- GOAL OF THE EXERCISE
Examine the entries and show every line in which the word "styles" is found.

- INPUT RECORDS
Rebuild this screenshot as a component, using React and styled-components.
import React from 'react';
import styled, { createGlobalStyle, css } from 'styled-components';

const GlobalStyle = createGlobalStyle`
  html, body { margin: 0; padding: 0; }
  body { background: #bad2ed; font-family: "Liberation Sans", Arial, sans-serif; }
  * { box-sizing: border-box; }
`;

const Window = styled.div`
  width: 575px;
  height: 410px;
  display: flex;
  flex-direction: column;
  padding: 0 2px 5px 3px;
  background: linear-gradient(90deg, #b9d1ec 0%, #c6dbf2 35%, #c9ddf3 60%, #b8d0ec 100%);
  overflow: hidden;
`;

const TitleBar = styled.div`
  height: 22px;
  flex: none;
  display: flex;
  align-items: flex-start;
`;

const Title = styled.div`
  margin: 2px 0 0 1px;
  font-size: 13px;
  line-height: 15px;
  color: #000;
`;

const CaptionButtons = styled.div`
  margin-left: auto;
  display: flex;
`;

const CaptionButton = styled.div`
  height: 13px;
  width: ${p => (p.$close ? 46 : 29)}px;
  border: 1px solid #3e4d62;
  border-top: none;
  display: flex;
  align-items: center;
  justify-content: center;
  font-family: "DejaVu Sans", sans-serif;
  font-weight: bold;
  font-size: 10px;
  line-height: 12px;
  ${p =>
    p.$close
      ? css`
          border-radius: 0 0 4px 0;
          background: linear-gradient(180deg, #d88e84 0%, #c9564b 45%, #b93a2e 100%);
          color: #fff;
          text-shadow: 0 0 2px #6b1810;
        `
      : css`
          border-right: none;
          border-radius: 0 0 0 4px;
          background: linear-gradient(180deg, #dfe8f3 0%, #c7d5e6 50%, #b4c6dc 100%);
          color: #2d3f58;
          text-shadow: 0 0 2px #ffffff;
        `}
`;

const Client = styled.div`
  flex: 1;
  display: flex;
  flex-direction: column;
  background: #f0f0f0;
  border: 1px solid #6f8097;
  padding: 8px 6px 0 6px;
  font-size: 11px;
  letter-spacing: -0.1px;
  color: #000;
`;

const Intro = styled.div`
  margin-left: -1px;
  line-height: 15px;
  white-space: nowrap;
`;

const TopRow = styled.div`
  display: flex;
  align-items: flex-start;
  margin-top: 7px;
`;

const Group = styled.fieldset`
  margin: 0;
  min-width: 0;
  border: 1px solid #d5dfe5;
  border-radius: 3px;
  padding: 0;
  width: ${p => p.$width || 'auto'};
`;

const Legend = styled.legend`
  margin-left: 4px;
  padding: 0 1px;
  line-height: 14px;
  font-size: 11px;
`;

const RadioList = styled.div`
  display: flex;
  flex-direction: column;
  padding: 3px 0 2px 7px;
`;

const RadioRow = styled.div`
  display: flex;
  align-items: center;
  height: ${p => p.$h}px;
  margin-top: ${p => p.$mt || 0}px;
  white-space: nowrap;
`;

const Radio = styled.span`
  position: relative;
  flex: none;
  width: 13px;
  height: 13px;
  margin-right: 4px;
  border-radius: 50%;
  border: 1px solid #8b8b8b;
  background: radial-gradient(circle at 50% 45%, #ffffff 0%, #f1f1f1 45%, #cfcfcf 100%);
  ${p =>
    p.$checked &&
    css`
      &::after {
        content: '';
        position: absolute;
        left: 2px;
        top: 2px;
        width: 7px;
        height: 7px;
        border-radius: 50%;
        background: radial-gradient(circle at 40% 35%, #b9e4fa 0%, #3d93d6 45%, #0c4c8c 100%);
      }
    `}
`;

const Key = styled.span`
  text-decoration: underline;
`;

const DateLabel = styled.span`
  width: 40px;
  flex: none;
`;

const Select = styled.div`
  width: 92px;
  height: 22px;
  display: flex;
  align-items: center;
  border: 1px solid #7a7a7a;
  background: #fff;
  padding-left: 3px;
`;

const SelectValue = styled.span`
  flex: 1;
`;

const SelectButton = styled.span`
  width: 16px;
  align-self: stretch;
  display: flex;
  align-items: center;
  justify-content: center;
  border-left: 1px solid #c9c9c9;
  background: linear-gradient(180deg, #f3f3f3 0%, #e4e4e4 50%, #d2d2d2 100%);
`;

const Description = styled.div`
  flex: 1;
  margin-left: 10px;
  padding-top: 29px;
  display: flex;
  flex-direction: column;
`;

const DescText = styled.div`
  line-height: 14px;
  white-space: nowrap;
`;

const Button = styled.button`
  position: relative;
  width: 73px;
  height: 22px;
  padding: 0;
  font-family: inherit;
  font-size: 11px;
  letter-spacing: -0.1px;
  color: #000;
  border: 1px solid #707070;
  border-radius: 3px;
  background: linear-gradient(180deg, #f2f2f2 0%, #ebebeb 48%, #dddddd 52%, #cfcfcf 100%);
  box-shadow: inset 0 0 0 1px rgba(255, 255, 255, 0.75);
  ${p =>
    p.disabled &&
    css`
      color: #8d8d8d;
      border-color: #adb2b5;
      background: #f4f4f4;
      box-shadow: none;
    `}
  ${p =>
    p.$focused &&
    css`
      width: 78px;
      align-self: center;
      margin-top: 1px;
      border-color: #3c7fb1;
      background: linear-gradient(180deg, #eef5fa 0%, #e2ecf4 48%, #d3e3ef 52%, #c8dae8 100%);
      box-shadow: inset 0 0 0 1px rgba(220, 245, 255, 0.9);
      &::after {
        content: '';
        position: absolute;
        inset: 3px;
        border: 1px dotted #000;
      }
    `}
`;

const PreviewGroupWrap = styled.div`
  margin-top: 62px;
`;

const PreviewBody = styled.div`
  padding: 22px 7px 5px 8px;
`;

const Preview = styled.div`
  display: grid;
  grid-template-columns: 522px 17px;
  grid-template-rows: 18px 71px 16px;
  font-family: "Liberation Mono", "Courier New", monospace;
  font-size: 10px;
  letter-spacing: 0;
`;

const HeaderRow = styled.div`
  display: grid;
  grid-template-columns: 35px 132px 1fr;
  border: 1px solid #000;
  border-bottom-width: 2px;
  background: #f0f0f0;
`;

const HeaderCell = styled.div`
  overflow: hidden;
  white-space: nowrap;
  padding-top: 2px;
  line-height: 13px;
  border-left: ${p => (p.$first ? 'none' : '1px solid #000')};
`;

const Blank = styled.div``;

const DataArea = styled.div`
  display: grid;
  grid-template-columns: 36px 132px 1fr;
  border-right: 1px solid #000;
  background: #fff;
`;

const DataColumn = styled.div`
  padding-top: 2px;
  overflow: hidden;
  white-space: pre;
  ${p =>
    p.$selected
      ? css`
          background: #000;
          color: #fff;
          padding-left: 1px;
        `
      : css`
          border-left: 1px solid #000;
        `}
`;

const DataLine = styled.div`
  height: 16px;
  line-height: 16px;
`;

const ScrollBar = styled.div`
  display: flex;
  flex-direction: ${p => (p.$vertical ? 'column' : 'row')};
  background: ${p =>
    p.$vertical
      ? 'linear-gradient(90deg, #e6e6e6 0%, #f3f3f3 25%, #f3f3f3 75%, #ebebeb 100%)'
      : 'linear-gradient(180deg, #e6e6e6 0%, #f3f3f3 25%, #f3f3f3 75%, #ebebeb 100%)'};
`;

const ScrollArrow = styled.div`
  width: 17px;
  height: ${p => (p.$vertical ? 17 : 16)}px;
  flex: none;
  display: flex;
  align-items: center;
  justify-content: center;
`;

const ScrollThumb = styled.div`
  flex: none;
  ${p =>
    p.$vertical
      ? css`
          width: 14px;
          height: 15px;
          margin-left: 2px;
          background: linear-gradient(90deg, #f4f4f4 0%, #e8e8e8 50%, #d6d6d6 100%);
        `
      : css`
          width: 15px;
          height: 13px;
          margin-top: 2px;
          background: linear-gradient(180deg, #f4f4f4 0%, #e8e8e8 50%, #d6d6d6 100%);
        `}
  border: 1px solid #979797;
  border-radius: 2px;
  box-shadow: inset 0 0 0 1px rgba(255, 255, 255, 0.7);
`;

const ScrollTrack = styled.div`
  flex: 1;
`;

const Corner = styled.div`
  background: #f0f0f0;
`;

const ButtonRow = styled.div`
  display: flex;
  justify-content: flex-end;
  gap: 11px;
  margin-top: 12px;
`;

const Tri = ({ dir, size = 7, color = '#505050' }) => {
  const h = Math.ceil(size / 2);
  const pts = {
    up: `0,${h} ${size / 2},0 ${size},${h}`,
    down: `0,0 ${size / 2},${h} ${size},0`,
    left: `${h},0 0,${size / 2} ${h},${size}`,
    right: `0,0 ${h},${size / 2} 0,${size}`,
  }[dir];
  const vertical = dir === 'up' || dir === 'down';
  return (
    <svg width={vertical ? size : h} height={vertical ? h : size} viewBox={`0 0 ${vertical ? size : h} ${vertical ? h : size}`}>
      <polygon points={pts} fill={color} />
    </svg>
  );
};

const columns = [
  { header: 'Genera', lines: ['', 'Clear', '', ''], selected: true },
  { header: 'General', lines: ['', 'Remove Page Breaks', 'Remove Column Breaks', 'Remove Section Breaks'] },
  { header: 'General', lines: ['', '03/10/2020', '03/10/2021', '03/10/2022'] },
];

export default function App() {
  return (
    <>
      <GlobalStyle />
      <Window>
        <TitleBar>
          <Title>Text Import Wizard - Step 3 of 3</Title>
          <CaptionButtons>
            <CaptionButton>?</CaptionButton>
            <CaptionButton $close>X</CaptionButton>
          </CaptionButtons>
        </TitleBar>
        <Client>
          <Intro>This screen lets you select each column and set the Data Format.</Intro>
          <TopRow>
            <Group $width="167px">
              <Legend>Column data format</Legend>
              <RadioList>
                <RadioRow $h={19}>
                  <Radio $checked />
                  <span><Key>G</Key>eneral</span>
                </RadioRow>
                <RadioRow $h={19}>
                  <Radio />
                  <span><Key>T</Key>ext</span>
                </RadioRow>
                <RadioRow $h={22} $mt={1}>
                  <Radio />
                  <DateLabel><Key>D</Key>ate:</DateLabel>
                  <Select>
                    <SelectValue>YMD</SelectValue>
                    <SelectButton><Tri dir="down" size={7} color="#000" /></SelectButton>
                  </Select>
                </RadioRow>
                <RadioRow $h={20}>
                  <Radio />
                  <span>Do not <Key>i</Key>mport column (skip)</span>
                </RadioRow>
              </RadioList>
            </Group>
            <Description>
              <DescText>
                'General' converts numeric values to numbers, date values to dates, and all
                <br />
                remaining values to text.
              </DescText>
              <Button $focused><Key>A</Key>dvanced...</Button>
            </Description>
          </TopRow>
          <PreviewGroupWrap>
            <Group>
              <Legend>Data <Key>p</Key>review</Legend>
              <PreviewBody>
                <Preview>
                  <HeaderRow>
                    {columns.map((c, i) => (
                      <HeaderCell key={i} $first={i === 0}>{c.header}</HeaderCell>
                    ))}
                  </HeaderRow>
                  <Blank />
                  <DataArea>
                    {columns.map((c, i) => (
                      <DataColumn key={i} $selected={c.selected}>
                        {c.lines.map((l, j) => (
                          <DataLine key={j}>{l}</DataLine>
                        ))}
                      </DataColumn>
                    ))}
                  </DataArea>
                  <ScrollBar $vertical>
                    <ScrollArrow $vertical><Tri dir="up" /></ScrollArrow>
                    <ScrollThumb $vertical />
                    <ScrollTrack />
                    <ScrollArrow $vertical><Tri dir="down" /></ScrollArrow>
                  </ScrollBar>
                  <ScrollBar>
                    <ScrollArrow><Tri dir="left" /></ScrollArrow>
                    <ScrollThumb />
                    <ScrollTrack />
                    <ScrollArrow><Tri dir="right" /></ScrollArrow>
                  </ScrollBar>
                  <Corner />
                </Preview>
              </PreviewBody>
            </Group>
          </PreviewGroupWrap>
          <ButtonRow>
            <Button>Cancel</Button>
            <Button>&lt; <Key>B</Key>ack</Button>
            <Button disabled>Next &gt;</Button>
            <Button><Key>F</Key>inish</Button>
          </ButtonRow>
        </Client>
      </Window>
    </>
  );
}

* * *

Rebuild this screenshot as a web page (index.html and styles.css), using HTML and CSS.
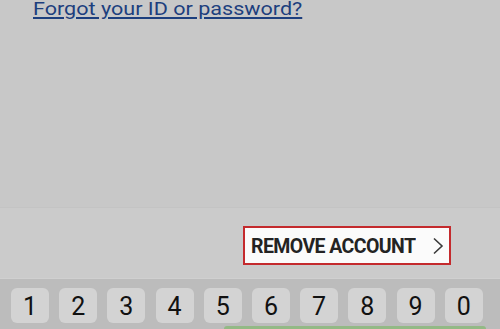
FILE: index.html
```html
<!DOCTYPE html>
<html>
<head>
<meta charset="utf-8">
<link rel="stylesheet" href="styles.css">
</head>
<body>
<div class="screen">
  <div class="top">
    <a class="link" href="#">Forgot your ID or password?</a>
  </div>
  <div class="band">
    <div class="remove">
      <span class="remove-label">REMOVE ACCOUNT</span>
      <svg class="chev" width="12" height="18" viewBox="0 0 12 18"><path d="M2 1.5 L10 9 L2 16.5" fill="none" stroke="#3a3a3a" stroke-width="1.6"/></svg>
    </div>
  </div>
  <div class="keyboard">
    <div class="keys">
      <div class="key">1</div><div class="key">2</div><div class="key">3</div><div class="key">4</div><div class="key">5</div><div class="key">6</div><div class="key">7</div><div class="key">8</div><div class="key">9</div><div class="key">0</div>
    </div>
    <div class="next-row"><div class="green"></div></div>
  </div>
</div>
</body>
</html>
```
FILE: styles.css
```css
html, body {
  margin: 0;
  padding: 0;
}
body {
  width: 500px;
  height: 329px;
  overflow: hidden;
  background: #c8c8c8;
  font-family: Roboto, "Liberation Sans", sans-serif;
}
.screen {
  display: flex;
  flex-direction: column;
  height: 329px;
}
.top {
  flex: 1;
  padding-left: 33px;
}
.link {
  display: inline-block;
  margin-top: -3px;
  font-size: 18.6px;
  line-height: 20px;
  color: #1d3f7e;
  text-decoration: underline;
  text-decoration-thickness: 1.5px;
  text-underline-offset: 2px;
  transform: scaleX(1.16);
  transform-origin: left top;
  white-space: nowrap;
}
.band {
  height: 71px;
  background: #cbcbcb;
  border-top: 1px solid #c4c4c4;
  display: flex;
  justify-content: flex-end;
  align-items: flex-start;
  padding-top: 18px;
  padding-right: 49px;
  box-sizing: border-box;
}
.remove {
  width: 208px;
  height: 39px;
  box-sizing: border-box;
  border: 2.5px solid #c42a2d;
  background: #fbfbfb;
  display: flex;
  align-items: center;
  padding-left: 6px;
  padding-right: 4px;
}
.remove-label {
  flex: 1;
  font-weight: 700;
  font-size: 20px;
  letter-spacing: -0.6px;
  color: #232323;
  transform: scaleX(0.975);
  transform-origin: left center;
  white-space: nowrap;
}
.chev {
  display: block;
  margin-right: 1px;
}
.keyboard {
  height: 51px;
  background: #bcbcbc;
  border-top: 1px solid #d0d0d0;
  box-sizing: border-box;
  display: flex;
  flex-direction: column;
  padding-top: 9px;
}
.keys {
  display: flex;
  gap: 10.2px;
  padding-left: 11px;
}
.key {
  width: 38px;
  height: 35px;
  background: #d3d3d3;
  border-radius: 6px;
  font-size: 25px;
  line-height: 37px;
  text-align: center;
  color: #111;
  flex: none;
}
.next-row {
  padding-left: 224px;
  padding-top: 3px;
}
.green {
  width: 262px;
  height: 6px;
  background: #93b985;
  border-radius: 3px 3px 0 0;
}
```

- WORKED ANSWER
Rebuild this screenshot as a web page (index.html and styles.css), using HTML and CSS.
<link rel="stylesheet" href="styles.css">
FILE: styles.css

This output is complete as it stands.